Special sequences in Python's re module are sequences of characters that represent a special type of pattern. Here are some of the most commonly used special sequences:

- `\d`: Matches any digit (0-9).
- `\D`: Matches any non-digit character.
- `\s`: Matches any whitespace character (space, tab, newline, etc.).
- `\S`: Matches any non-whitespace character.
- `\w`: Matches any alphanumeric character (a-z, A-Z, 0-9, _).
- `\W`: Matches any non-alphanumeric character.
- `\b`: Matches the boundary between a word character and a non-word character.
- `\B`: Matches the boundary between two word characters or two non-word characters.
- `\A`: Matches the beginning of the string. It works the same as the caret (^) metacharacter.
- `\Z`: Matches the end of the string. It works the same as the dollar ($) metacharacter.

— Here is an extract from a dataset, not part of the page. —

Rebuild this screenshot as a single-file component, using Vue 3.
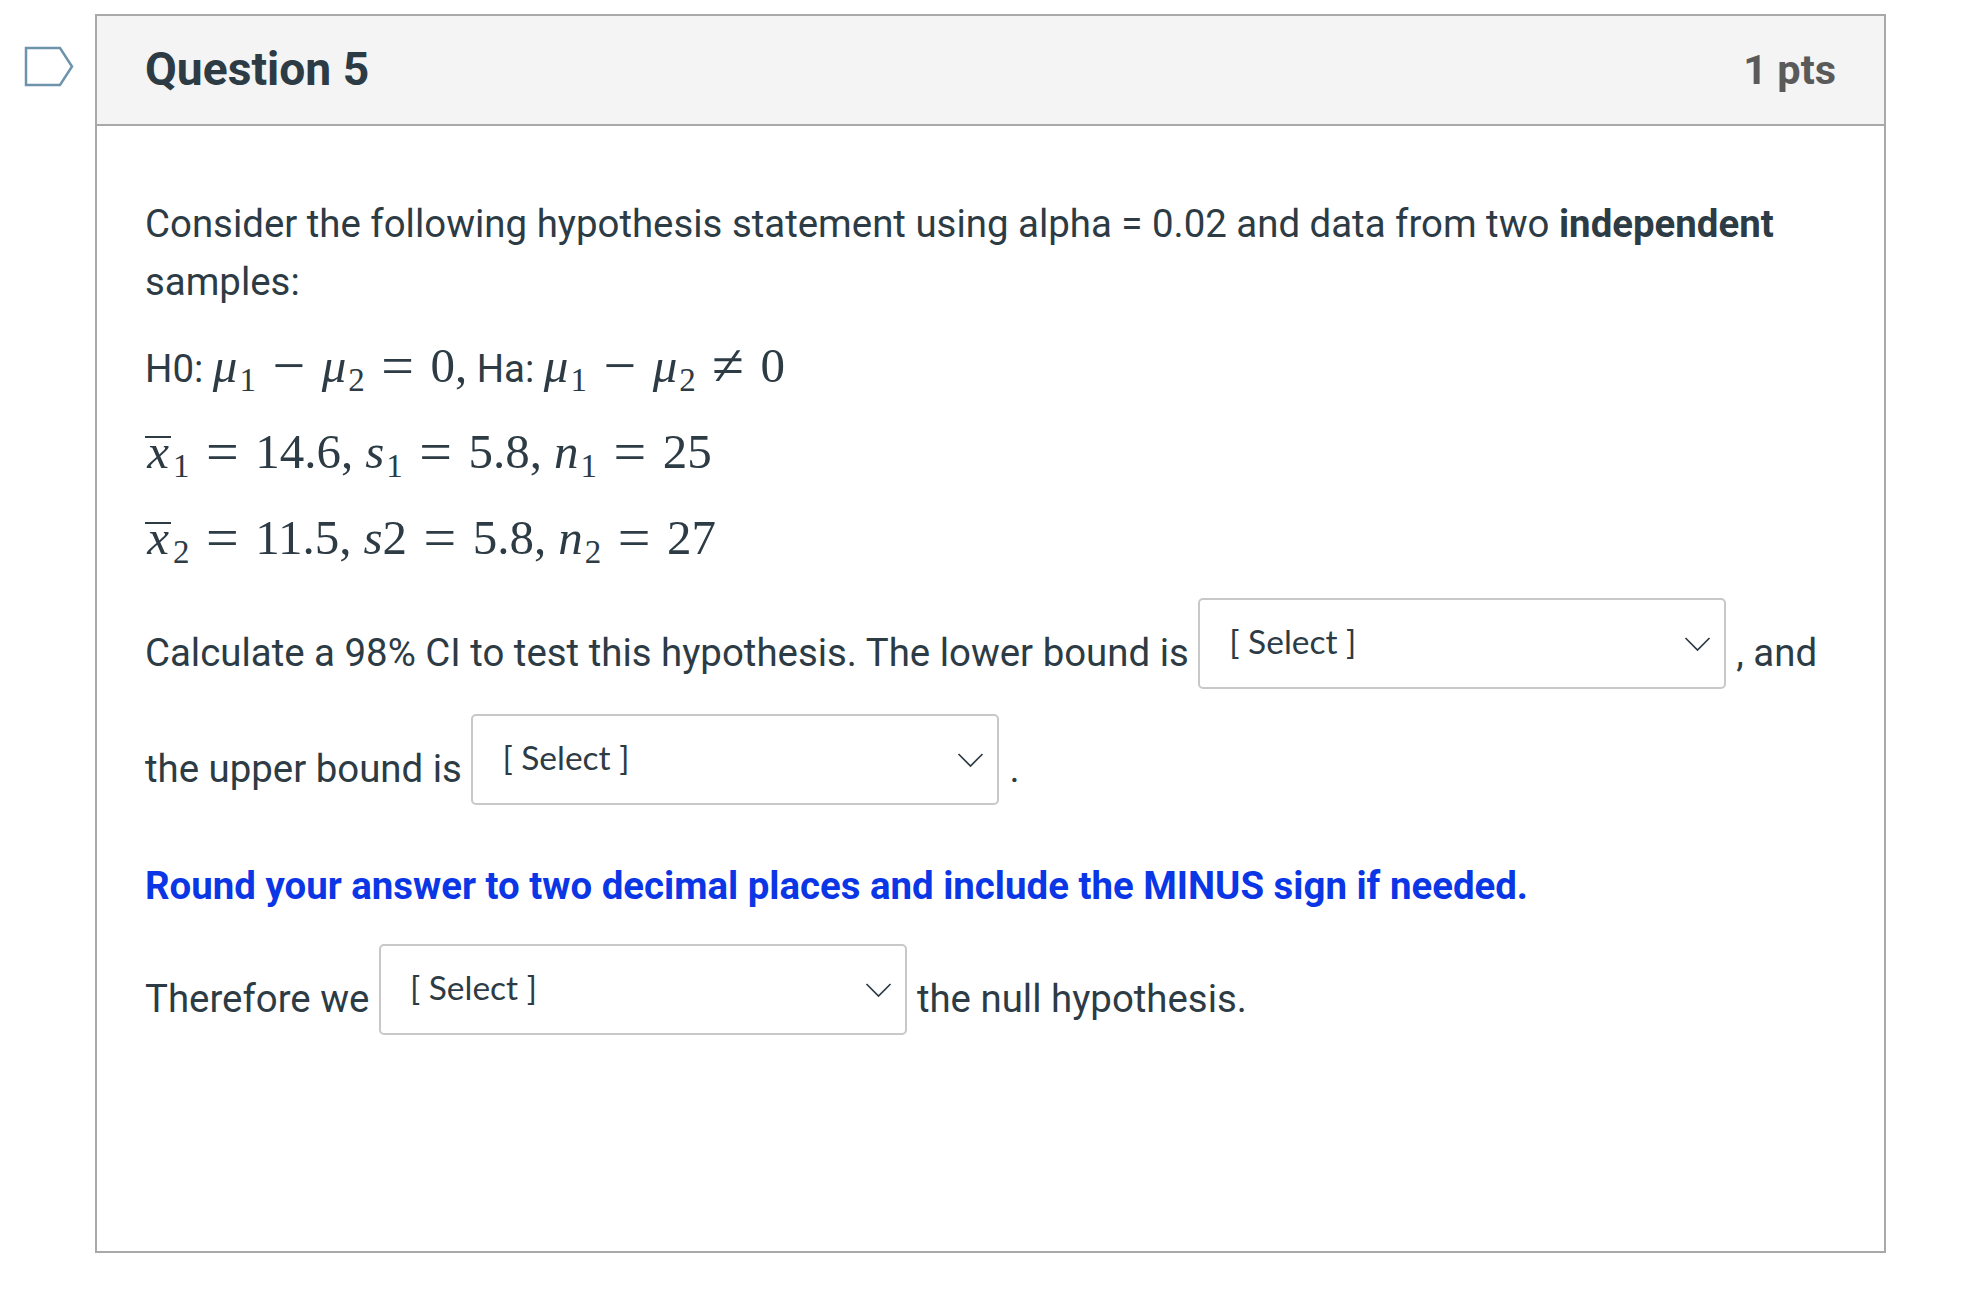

Here are some examples of how to use these special sequences:

In [18]:
import re

# Match any digit
pattern = re.compile(r'\d+')
string = 'The price is $123.45'
matches = pattern.findall(string)
print(matches)

# Match any non-word character
pattern = re.compile(r'\W+')
string = 'Hello, World!'
matches = pattern.findall(string)
print(matches)

# Match the boundary between a word character and a non-word character
pattern = re.compile(r'\bworld\b')
string = 'Hello, world!'
match = pattern.search(string)
print(match.group())

['123', '45']
[', ', '!']
world


## Python RegEx Flags

Flags in Python's `re` module are optional arguments that modify the behavior of regular expression functions. These flags allow you to control how regular expressions are matched and interpreted. Here are some of the most commonly used flags:

- `re.IGNORECASE`: Ignores case when matching characters. For example, the pattern r'cat' would match the string "cat", "Cat", and "CAT" with this flag.
- `re.MULTILINE`: Allows the pattern to match multiple lines in a string. This flag changes the meaning of the `^` and `$` metacharacters to match the beginning and end of each line, rather than just the beginning and end of the entire string.
- `re.DOTALL`: Allows the dot (`.`) metacharacter to match any character, including newline characters.
- `re.VERBOSE`: Allows you to add comments and whitespace to your regular expression pattern, making it easier to read and understand.
- `re.ASCII`: Makes `\w`, `\W`, `\b`, `\B`, `\d`, `\D`, `\s` and `\S` perform ASCII-only matching instead of Unicode matching.
- `re.UNICODE`: Makes `\w`, `\W`, `\b`, `\B`, `\d` and `\D` perform Unicode matching instead of ASCII-only matching.
- `re.LOCALE`: Makes `\w`, `\W`, `\b`, `\B`, `\d` and `\D` perform matching according to the current locale.
- `re.DEBUG`: Enable debug output for the regular expression engine.
- `re.A`: This is an alias for `re.ASCII`.
- `re.I`: This is an alias for `re.IGNORECASE`.
- `re.M`: This is an alias for `re.MULTILINE`.
- `re.S`: This is an alias for `re.DOTALL`.
- `re.X`: This is an alias for `re.VERBOSE`.
- `re.U`: This is an alias for `re.UNICODE`.
- `re.L`: This is an alias for `re.LOCALE`.